PROBLEM DETAILS:
Without the images, write out the whole listing exactly.
======== STORED DATA ========
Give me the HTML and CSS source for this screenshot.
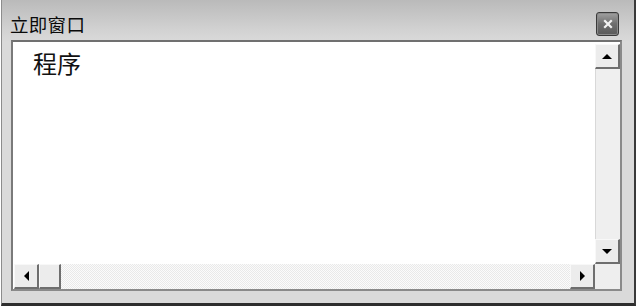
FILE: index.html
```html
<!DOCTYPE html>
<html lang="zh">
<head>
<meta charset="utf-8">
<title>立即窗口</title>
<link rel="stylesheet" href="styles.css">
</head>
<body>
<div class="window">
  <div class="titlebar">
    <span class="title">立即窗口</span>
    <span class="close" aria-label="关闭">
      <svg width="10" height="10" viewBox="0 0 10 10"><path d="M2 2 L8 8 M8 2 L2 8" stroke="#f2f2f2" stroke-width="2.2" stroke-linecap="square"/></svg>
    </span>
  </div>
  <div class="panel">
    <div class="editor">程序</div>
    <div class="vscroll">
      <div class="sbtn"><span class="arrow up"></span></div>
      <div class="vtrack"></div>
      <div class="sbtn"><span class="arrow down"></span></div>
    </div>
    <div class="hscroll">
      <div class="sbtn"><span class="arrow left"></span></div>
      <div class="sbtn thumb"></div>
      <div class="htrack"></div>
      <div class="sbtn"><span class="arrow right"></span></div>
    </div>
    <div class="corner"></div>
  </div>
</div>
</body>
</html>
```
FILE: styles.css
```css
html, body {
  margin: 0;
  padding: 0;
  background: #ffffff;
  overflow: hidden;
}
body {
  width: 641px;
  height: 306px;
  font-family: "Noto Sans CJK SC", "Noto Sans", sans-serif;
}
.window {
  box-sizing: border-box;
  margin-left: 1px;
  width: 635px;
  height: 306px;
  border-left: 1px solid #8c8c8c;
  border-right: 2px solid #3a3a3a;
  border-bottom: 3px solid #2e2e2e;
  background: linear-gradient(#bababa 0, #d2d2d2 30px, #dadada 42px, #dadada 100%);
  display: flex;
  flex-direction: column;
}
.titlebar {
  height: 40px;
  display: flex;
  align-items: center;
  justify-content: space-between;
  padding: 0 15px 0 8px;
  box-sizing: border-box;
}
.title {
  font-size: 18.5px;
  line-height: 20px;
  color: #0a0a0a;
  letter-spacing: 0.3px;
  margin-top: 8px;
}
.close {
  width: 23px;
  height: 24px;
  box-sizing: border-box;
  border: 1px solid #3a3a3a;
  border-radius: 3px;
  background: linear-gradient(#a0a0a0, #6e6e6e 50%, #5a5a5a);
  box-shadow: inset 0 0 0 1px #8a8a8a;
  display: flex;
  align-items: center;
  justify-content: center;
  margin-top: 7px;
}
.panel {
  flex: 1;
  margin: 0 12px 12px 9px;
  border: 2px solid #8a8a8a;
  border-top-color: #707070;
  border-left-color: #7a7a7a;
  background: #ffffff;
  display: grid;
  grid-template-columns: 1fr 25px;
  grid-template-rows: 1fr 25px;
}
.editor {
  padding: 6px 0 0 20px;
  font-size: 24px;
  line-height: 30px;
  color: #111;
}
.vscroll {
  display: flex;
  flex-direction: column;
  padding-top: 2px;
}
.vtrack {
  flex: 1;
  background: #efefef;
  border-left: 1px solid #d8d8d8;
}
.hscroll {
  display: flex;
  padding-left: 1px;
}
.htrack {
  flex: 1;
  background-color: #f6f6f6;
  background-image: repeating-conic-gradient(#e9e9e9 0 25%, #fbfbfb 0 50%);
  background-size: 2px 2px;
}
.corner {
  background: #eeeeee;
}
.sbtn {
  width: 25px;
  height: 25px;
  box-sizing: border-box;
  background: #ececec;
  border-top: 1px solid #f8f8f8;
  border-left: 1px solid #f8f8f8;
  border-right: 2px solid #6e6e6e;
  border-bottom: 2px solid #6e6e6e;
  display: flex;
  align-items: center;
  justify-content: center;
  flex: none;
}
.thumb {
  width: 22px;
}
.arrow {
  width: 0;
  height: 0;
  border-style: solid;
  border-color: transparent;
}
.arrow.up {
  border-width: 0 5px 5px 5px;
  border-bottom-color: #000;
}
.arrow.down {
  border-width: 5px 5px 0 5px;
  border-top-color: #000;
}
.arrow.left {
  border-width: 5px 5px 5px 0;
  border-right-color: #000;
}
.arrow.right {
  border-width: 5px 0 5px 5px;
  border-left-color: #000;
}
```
========
ANSWER:
Give me the HTML and CSS source for this screenshot.
FILE: index.html
```html
<!DOCTYPE html>
<html lang="zh">
<head>
<meta charset="utf-8">
<title>立即窗口</title>
<link rel="stylesheet" href="styles.css">
</head>
<body>
<div class="window">
  <div class="titlebar">
    <span class="title">立即窗口</span>
    <span class="close" aria-label="关闭">
      <svg width="10" height="10" viewBox="0 0 10 10"><path d="M2 2 L8 8 M8 2 L2 8" stroke="#f2f2f2" stroke-width="2.2" stroke-linecap="square"/></svg>
    </span>
  </div>
  <div class="panel">
    <div class="editor">程序</div>
    <div class="vscroll">
      <div class="sbtn"><span class="arrow up"></span></div>
      <div class="vtrack"></div>
      <div class="sbtn"><span class="arrow down"></span></div>
    </div>
    <div class="hscroll">
      <div class="sbtn"><span class="arrow left"></span></div>
      <div class="sbtn thumb"></div>
      <div class="htrack"></div>
      <div class="sbtn"><span class="arrow right"></span></div>
    </div>
    <div class="corner"></div>
  </div>
</div>
</body>
</html>
```
FILE: styles.css
```css
html, body {
  margin: 0;
  padding: 0;
  background: #ffffff;
  overflow: hidden;
}
body {
  width: 641px;
  height: 306px;
  font-family: "Noto Sans CJK SC", "Noto Sans", sans-serif;
}
.window {
  box-sizing: border-box;
  margin-left: 1px;
  width: 635px;
  height: 306px;
  border-left: 1px solid #8c8c8c;
  border-right: 2px solid #3a3a3a;
  border-bottom: 3px solid #2e2e2e;
  background: linear-gradient(#bababa 0, #d2d2d2 30px, #dadada 42px, #dadada 100%);
  display: flex;
  flex-direction: column;
}
.titlebar {
  height: 40px;
  display: flex;
  align-items: center;
  justify-content: space-between;
  padding: 0 15px 0 8px;
  box-sizing: border-box;
}
.title {
  font-size: 18.5px;
  line-height: 20px;
  color: #0a0a0a;
  letter-spacing: 0.3px;
  margin-top: 8px;
}
.close {
  width: 23px;
  height: 24px;
  box-sizing: border-box;
  border: 1px solid #3a3a3a;
  border-radius: 3px;
  background: linear-gradient(#a0a0a0, #6e6e6e 50%, #5a5a5a);
  box-shadow: inset 0 0 0 1px #8a8a8a;
  display: flex;
  align-items: center;
  justify-content: center;
  margin-top: 7px;
}
.panel {
  flex: 1;
  margin: 0 12px 12px 9px;
  border: 2px solid #8a8a8a;
  border-top-color: #707070;
  border-left-color: #7a7a7a;
  background: #ffffff;
  display: grid;
  grid-template-columns: 1fr 25px;
  grid-template-rows: 1fr 25px;
}
.editor {
  padding: 6px 0 0 20px;
  font-size: 24px;
  line-height: 30px;
  color: #111;
}
.vscroll {
  display: flex;
  flex-direction: column;
  padding-top: 2px;
}
.vtrack {
  flex: 1;
  background: #efefef;
  border-left: 1px solid #d8d8d8;
}
.hscroll {
  display: flex;
  padding-left: 1px;
}
.htrack {
  flex: 1;
  background-color: #f6f6f6;
  background-image: repeating-conic-gradient(#e9e9e9 0 25%, #fbfbfb 0 50%);
  background-size: 2px 2px;
}
.corner {
  background: #eeeeee;
}
.sbtn {
  width: 25px;
  height: 25px;
  box-sizing: border-box;
  background: #ececec;
  border-top: 1px solid #f8f8f8;
  border-left: 1px solid #f8f8f8;
  border-right: 2px solid #6e6e6e;
  border-bottom: 2px solid #6e6e6e;
  display: flex;
  align-items: center;
  justify-content: center;
  flex: none;
}
.thumb {
  width: 22px;
}
.arrow {
  width: 0;
  height: 0;
  border-style: solid;
  border-color: transparent;
}
.arrow.up {
  border-width: 0 5px 5px 5px;
  border-bottom-color: #000;
}
.arrow.down {
  border-width: 5px 5px 0 5px;
  border-top-color: #000;
}
.arrow.left {
  border-width: 5px 5px 5px 0;
  border-right-color: #000;
}
.arrow.right {
  border-width: 5px 0 5px 5px;
  border-left-color: #000;
}
```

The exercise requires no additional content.